**Instructions to follow:**
Using the listing below, copy every line that mentions "React".

-- BEGIN --

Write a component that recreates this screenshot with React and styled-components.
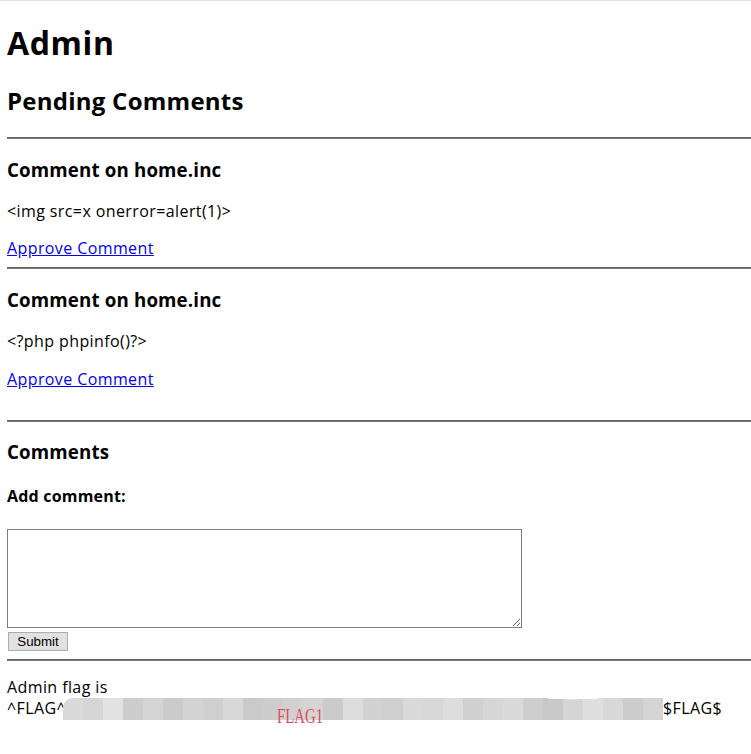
import React from 'react';
import styled, { createGlobalStyle } from 'styled-components';

const GlobalStyle = createGlobalStyle`
   html {
      border-top: 1px solid #e2e2e2;
      background: #fff;
   }
   body {
      margin: 0 0 8px 7px;
      font-family: 'Open Sans', 'Noto Sans', sans-serif;
      line-height: 1.32;
      letter-spacing: 0.4px;
      color: #000;
   }
`;

const Title = styled.h1`
   font-size: 32px;
   letter-spacing: 0.6px;
   margin: 21px 0;
`;

const SectionTitle = styled.h2`
   font-size: 24px;
   letter-spacing: 0.25px;
   margin: 20px 0;
`;

const Divider = styled.hr`
   margin: 8px 0;
   height: 0;
   border: none;
   border-top: 1px solid #646464;
   border-bottom: 1px solid #7a7a7a;
`;

const CommentTitle = styled.h3`
   font-size: 18.72px;
   letter-spacing: 0.15px;
   margin: 18.72px 0;
`;

const CommentBody = styled.p`
   font-size: 16px;
   margin: 16px 0;
`;

const ApproveLink = styled.a`
   display: block;
   width: fit-content;
   color: #0000ee;
   text-decoration: underline;
   font-size: 16px;
   margin-bottom: ${(props) => (props.$last ? '30px' : '0')};
`;

const FormLabel = styled.h4`
   font-size: 16px;
   letter-spacing: 0.2px;
   margin: 21.28px 0;
`;

const CommentForm = styled.form`
   margin: 0;
`;

const CommentBox = styled.textarea`
   display: block;
   box-sizing: border-box;
   width: 515px;
   height: 99px;
   margin: 0;
   border: 1px solid #7d7d7d;
   resize: vertical;
   font-family: 'Liberation Mono', monospace;
`;

const SubmitButton = styled.button`
   display: block;
   box-sizing: border-box;
   height: 19px;
   width: 60px;
   padding: 0;
   margin: 4px 0 2px 1px;
   font-family: 'Liberation Sans', Arial, sans-serif;
   font-size: 13.33px;
   letter-spacing: 0;
   line-height: 15px;
   color: #000;
   background: #e1e1e1;
   border: 1px solid #adadad;
   border-radius: 0;
`;

const FlagText = styled.p`
   font-size: 16px;
   margin: 16px 0;
`;

const FlagLine = styled.span`
   position: relative;
   white-space: nowrap;
`;

const mosaic = ['#d9d9d9', '#d6d6d6', '#e2e2e2', '#cdcdcd', '#d4d4d4', '#cbcbcb', '#d3d3d3', '#cfcfcf', '#d8d8d8', '#cacaca', '#cdcdcd', '#d1d1d1', '#d4d4d4', '#cbcbcb', '#dcdcdc', '#d2d2d2', '#cfcfcf', '#d9d9d9', '#d7d7d7', '#dddddd', '#d0d0d0', '#d6d6d6', '#dadada', '#cecece', '#c9c9c9', '#d5d5d5', '#dfdfdf', '#d8d8d8', '#cccccc', '#d4d4d4', '#d7d7d7'];

const mosaicGradient = mosaic
   .map((c, i) => `${c} ${i * 20}px ${(i + 1) * 20}px`)
   .join(', ');

const Redacted = styled.span`
   display: inline-block;
   width: 600px;
   height: 22px;
   vertical-align: -6px;
   margin-left: -3px;
   border-radius: 10px 0 0 0;
   background:
      radial-gradient(ellipse 70px 9px at 510px -4px, #fff 60%, transparent 62%),
      linear-gradient(to right, ${mosaicGradient});
`;

const Watermark = styled.span`
   position: absolute;
   left: 270px;
   top: 6px;
   font-family: 'Liberation Serif', serif;
   font-size: 20px;
   letter-spacing: 0;
   color: #e2485f;
   transform: scaleX(0.74);
   transform-origin: left center;
`;

const comments = [
   { page: 'home.inc', body: '<img src=x onerror=alert(1)>' },
   { page: 'home.inc', body: '<?php phpinfo()?>' },
];

export default function App() {
   return (
      <>
         <GlobalStyle />
         <Title>Admin</Title>
         <SectionTitle>Pending Comments</SectionTitle>
         <Divider />
         {comments.map((c, i) => (
            <React.Fragment key={i}>
               <CommentTitle>Comment on {c.page}</CommentTitle>
               <CommentBody>{c.body}</CommentBody>
               <ApproveLink href="#" $last={i === comments.length - 1}>
                  Approve Comment
               </ApproveLink>
               <Divider />
            </React.Fragment>
         ))}
         <CommentTitle>Comments</CommentTitle>
         <FormLabel>Add comment:</FormLabel>
         <CommentForm onSubmit={(e) => e.preventDefault()}>
            <CommentBox />
            <SubmitButton type="submit">Submit</SubmitButton>
         </CommentForm>
         <Divider />
         <FlagText>
            Admin flag is
            <br />
            <FlagLine>
               ^FLAG^<Redacted />$FLAG$
               <Watermark>FLAG1</Watermark>
            </FlagLine>
         </FlagText>
      </>
   );
}
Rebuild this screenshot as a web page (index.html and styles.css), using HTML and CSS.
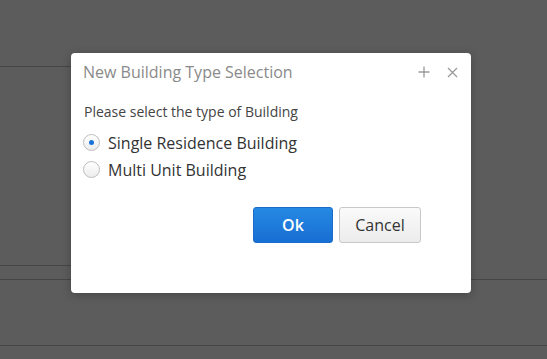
FILE: index.html
```html
<!DOCTYPE html>
<html>
<head>
<meta charset="utf-8">
<link rel="stylesheet" href="styles.css">
</head>
<body>
<div class="backdrop">
  <div class="row r1"></div>
  <div class="row r2"></div>
  <div class="row r3"></div>
  <div class="row r4"></div>
</div>
<div class="dialog">
  <div class="dlg-head">
    <span class="dlg-title">New Building Type Selection</span>
    <span class="dlg-tools">
      <svg width="12" height="12" viewBox="0 0 12 12"><path d="M6 0.5V11.5M0.5 6H11.5" stroke="#9a9a9a" stroke-width="1.3" fill="none"/></svg>
      <svg width="11" height="11" viewBox="0 0 11 11"><path d="M1 1L10 10M10 1L1 10" stroke="#9a9a9a" stroke-width="1.3" fill="none"/></svg>
    </span>
  </div>
  <div class="dlg-body">
    <p class="prompt">Please select the type of Building</p>
    <label class="opt"><span class="radio checked"></span>Single Residence Building</label>
    <label class="opt"><span class="radio"></span>Multi Unit Building</label>
    <div class="actions">
      <button class="btn primary">Ok</button>
      <button class="btn">Cancel</button>
    </div>
  </div>
</div>
</body>
</html>
```
FILE: styles.css
```css
html, body { margin: 0; padding: 0; }
body {
  width: 547px; height: 359px; overflow: hidden;
  background: #5c5c5c;
  font-family: "Open Sans", "DejaVu Sans", sans-serif;
  position: relative;
}
.backdrop { display: flex; flex-direction: column; }
.row { border-bottom: 1px solid #464646; }
.r1 { height: 66px; width: 71px; }
.r2 { height: 198px; width: 71px; }
.r3 { height: 13px; }
.r4 { height: 65px; }
.dialog {
  position: absolute; left: 71px; top: 53px;
  width: 400px; height: 240px;
  background: #fff; border-radius: 4px;
  box-shadow: 0 2px 10px rgba(0,0,0,0.25);
}
.dlg-head {
  display: flex; align-items: center; justify-content: space-between;
  height: 38px; padding: 0 13px 0 12px;
}
.dlg-title { color: #8a8a8a; font-size: 16px; }
.dlg-tools { display: flex; align-items: center; gap: 17px; }
.dlg-body { padding: 12px 13px 0 12px; }
.prompt { margin: 0 0 8px 1px; font-size: 14px; color: #444; line-height: 18px; }
.opt {
  display: flex; align-items: center; height: 27px;
  font-size: 16px; color: #333;
}
.radio {
  width: 17px; height: 17px; border-radius: 50%;
  border: 1px solid #bdbdbd; background: linear-gradient(#fff, #ececec);
  margin-right: 8px; position: relative; box-sizing: border-box;
}
.radio.checked::after {
  content: ""; position: absolute; left: 5px; top: 5px;
  width: 5px; height: 5px; border-radius: 50%; background: #1a73d9;
}
.actions { display: flex; justify-content: flex-end; gap: 6px; margin-top: 24px; padding-right: 37px; }
.btn {
  height: 36px; box-sizing: border-box; border-radius: 3px;
  font-family: inherit; font-size: 16px; color: #333;
  border: 1px solid #c8c8c8; background: linear-gradient(#fafafa, #ececec);
  width: 82px; padding: 0;
}
.btn.primary {
  width: 80px; border: 1px solid #1a6cc9;
  background: linear-gradient(#2689e3, #176ed3);
  color: #fff; font-weight: 600;
}
```
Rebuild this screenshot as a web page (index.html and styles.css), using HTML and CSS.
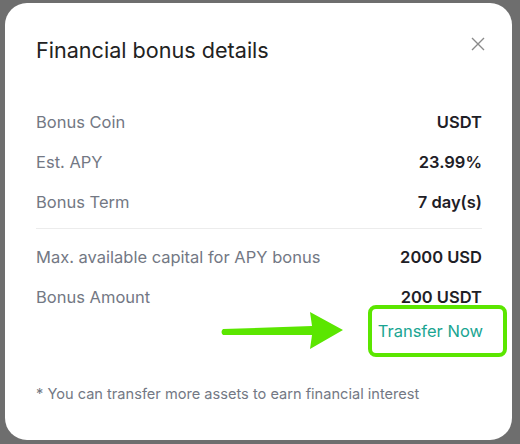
FILE: index.html
```html
<!DOCTYPE html>
<html lang="en">
<head>
  <meta charset="UTF-8">
  <meta name="viewport" content="width=device-width, initial-scale=1.0">
  <title>Financial bonus details</title>
  <link rel="stylesheet" href="styles.css">
</head>
<body>

<div class="backdrop">
  <div class="modal">
    <div class="modal-header">
      <h2>Financial bonus details</h2>
      <span class="close">
        <svg width="14" height="14" viewBox="0 0 14 14"><path d="M1 1 L13 13 M13 1 L1 13" stroke="#8a8a8a" stroke-width="1.4" fill="none"/></svg>
      </span>
    </div>

    <!-- Bonus info -->
    <div class="rows">
      <div class="row"><span class="label">Bonus Coin</span><span class="value">USDT</span></div>
      <div class="row"><span class="label">Est. APY</span><span class="value">23.99%</span></div>
      <div class="row"><span class="label">Bonus Term</span><span class="value">7 day(s)</span></div>
    </div>

    <div class="divider"></div>

    <div class="rows">
      <div class="row"><span class="label">Max. available capital for APY bonus</span><span class="value">2000 USD</span></div>
      <div class="row"><span class="label">Bonus Amount</span><span class="value">200 USDT</span></div>
    </div>

    <div class="action">
      <svg class="arrow" width="124" height="40" viewBox="0 0 124 40">
        <path d="M3 18 L92 15 L90 1 L123 19 L90 38 L92 24 L3 24 Q0 21 3 18 Z" fill="#5be600"/>
      </svg>
      <a href="#" class="transfer">Transfer Now</a>
    </div>

    <p class="note">* You can transfer more assets to earn financial interest</p>
  </div>
</div>

</body>
</html>
```

FILE: styles.css
```css
body {
  margin: 0;
  font-family: Inter, "Noto Sans", sans-serif;
  background-color: #6e6e6e;
  width: 520px;
  height: 444px;
  overflow: hidden;
}

.backdrop {
  padding: 3px 8px 0 5px;
}

.modal {
  background-color: white;
  border-radius: 22px;
  height: 437px;
  box-sizing: border-box;
  padding: 0 30px 0 31px;
}

.modal-header {
  display: flex;
  justify-content: space-between;
  align-items: center;
  height: 99px;
}

.modal-header h2 {
  margin: 0;
  font-size: 21.6px;
  font-weight: 400;
  color: #222;
  margin-top: -5px;
}

.close {
  display: flex;
  margin-right: -3px;
  margin-top: -17px;
}

.rows {
  display: flex;
  flex-direction: column;
}

.row {
  display: flex;
  justify-content: space-between;
  align-items: center;
  height: 40px;
  font-size: 16.5px;
}

.label {
  color: #737884;
}

.value {
  color: #1e2026;
  font-weight: 600;
}

.divider {
  height: 1px;
  background-color: #ececec;
  margin: 6px 0 8px;
}

.action {
  display: flex;
  justify-content: flex-end;
  align-items: center;
  gap: 24px;
  margin-right: -25px;
  margin-top: -12px;
}

.arrow {
  display: block;
}

.transfer {
  display: block;
  border: 4px solid #5be600;
  border-radius: 8px;
  padding: 12px 20px 12px 6px;
  color: #1aa592;
  text-decoration: none;
  font-size: 16.5px;
}

.note {
  margin: 28px 0 0;
  font-size: 14.6px;
  color: #737884;
}
```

-- END --

**Answer to this task:**
Write a component that recreates this screenshot with React and styled-components.
import React from 'react';
            <React.Fragment key={i}>
            </React.Fragment>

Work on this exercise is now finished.